Name of your collection: Augury
What is the inspiration or concept behind it?
In a world that fortifies itself with concrete, nature finds a way to break through using the smallest of cracks. The resilience of ivy and moss can break down what we believe will always be there. Visually, the whimsical nature of an ivy coated cottage combines with the destruction our world has faced and will face due to foolhardy human nature. My collection is unisex and focuses on hand knitwear and suiting. I design clothes, not the bodies that choose to wear them.
How is sustainability part of your ethos?

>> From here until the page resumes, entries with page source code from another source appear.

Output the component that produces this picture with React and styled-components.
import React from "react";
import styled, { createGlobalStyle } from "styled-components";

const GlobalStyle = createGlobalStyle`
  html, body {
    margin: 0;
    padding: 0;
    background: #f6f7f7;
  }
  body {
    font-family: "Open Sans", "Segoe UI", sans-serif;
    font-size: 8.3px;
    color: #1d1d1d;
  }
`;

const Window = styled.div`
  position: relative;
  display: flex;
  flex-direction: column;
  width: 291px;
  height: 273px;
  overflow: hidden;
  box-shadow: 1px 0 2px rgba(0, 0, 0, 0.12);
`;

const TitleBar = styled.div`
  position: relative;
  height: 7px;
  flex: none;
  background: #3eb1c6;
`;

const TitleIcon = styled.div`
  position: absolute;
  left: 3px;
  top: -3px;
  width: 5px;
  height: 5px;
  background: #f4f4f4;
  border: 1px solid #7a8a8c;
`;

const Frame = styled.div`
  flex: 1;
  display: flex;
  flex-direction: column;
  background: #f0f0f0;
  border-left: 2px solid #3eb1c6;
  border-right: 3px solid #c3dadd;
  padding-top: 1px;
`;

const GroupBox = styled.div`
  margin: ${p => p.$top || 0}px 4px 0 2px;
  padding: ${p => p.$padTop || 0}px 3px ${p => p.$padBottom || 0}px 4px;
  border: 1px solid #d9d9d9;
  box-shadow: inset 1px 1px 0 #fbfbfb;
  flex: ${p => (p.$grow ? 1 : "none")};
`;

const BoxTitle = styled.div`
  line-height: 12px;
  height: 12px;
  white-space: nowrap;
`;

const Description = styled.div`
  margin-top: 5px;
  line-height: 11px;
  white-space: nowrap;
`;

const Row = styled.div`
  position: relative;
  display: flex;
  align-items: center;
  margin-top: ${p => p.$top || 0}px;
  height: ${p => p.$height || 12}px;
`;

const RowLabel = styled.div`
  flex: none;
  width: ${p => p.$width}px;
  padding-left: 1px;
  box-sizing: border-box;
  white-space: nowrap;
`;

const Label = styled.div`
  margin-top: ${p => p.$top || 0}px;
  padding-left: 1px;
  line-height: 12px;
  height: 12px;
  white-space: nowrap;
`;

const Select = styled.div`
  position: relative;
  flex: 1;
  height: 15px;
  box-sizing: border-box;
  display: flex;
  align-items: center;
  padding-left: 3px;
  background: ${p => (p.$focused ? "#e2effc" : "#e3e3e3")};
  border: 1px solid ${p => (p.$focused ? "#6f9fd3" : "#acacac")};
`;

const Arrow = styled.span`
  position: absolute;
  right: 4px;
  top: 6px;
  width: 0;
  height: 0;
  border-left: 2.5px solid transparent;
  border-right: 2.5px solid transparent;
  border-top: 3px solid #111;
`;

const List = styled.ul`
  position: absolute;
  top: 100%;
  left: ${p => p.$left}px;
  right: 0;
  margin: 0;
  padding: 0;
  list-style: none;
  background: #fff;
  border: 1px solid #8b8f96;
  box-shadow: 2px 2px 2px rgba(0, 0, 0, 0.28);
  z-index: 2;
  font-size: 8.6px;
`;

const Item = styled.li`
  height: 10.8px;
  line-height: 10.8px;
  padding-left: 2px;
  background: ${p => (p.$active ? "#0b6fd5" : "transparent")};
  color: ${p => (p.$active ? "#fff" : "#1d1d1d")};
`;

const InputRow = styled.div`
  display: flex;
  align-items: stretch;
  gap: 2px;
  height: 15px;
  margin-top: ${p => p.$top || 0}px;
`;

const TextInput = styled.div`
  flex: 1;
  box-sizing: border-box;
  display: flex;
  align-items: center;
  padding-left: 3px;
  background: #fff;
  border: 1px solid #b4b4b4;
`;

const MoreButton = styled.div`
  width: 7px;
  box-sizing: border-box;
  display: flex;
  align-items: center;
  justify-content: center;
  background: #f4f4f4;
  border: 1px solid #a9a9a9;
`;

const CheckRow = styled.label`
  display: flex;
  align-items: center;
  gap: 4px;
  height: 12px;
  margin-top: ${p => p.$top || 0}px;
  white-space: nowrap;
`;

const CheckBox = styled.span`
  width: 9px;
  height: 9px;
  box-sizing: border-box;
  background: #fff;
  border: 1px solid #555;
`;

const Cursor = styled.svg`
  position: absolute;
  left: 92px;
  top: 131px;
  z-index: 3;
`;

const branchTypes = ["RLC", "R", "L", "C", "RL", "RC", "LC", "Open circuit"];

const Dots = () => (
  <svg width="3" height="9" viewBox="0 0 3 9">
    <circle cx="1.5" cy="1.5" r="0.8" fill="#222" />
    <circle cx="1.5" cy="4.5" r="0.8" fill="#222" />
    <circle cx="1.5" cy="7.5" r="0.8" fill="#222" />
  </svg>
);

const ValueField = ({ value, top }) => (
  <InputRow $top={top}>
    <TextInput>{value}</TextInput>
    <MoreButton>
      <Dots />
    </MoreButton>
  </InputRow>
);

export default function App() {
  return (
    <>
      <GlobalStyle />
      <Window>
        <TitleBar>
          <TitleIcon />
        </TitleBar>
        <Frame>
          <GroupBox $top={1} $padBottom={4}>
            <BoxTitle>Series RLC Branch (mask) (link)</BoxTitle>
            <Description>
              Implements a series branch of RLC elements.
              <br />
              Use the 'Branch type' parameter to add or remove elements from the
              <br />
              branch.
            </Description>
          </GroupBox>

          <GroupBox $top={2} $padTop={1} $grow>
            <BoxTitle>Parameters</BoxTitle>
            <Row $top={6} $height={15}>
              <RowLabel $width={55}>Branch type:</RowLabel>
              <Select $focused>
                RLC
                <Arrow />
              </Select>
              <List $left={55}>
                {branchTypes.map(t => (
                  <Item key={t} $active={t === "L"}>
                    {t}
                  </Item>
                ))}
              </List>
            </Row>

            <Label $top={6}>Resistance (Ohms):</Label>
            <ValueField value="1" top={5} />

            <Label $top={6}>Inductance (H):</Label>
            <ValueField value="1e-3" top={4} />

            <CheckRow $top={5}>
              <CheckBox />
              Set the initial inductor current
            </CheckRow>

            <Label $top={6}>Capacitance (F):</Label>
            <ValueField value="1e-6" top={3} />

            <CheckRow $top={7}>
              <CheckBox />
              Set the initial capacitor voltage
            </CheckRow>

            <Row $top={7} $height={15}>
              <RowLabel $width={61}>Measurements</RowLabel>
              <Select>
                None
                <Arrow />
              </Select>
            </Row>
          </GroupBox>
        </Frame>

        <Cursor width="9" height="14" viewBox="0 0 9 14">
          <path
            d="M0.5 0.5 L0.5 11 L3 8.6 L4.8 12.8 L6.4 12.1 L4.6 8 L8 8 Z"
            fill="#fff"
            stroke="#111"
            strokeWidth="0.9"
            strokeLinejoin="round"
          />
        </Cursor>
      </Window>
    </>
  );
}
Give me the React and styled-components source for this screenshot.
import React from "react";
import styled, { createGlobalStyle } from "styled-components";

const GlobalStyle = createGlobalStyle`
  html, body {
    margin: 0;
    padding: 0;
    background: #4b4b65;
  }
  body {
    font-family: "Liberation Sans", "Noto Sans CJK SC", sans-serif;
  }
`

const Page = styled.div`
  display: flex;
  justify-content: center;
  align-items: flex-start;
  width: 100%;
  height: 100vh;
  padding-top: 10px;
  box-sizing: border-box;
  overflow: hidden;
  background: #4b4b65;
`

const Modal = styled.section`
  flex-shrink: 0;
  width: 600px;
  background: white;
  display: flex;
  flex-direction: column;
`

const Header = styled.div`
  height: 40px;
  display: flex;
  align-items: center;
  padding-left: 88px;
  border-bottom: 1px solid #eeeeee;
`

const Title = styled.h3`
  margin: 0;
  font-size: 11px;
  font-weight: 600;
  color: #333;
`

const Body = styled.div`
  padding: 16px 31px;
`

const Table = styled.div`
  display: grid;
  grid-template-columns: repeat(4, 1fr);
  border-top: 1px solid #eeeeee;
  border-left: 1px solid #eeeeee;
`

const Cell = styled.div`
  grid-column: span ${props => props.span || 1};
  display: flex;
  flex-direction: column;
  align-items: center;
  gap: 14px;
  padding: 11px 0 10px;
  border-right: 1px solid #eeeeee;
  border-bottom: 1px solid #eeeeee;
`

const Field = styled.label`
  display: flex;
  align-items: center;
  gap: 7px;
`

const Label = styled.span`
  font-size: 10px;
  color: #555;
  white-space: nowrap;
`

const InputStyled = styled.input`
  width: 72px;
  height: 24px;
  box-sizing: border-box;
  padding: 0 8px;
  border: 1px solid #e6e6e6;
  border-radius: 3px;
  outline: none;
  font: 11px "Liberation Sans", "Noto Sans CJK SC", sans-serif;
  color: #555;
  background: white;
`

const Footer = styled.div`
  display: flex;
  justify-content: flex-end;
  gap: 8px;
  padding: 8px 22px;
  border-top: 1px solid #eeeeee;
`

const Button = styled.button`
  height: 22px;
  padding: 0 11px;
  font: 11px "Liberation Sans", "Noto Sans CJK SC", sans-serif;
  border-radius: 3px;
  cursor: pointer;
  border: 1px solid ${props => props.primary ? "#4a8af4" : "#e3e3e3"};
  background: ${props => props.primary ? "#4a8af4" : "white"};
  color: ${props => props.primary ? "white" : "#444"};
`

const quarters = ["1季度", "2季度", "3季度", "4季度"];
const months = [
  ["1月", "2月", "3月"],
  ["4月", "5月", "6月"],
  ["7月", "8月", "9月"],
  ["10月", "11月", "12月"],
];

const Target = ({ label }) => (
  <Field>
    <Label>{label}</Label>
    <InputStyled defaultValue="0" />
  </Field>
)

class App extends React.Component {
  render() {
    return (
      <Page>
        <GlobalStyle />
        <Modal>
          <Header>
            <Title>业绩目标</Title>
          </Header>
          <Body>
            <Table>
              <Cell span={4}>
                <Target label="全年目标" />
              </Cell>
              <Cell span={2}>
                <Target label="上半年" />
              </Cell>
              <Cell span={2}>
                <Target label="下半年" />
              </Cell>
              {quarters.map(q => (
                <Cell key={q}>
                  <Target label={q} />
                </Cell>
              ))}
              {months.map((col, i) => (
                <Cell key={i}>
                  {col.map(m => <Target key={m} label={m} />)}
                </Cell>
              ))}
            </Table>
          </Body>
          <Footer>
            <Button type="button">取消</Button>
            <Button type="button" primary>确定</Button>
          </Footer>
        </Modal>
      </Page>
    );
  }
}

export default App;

I believe as designers, we have a need to include sustainability as a point of consideration in everything we do. I focus on sustainability predominantly in my knitwear. Sourcing 100% natural fiber yarn can be difficult with the popularity of acrylic fibers, but I find the final garment is not only higher quality but it has a softer hand. I believe fully fashioned knitwear is the future in the movement towards sustainable clothing with little to no waste for functional and beautiful pieces.
How do you see the current situation changing your expectations/path?
It’s been difficult to come to terms with the fact that my class doesn’t get to end the year together and that many of the opportunities we’ve worked so hard for the last four years won’t happen. Our faculty at Pratt has been so supportive of us through this transition to online learning with changing expected outcomes while still pushing us to have work ready to enter the industry. Lack of exposure is always a concern for such a connections-based industry. Since I was not able to have my photoshoot before everyone went into quarantine, and not having good quality photography of my work has been a challenge which has made me need to be a bit more creative. I’ve been trying to keep my expectations high while being realistic that the timeline is going to be pushed back by about a year.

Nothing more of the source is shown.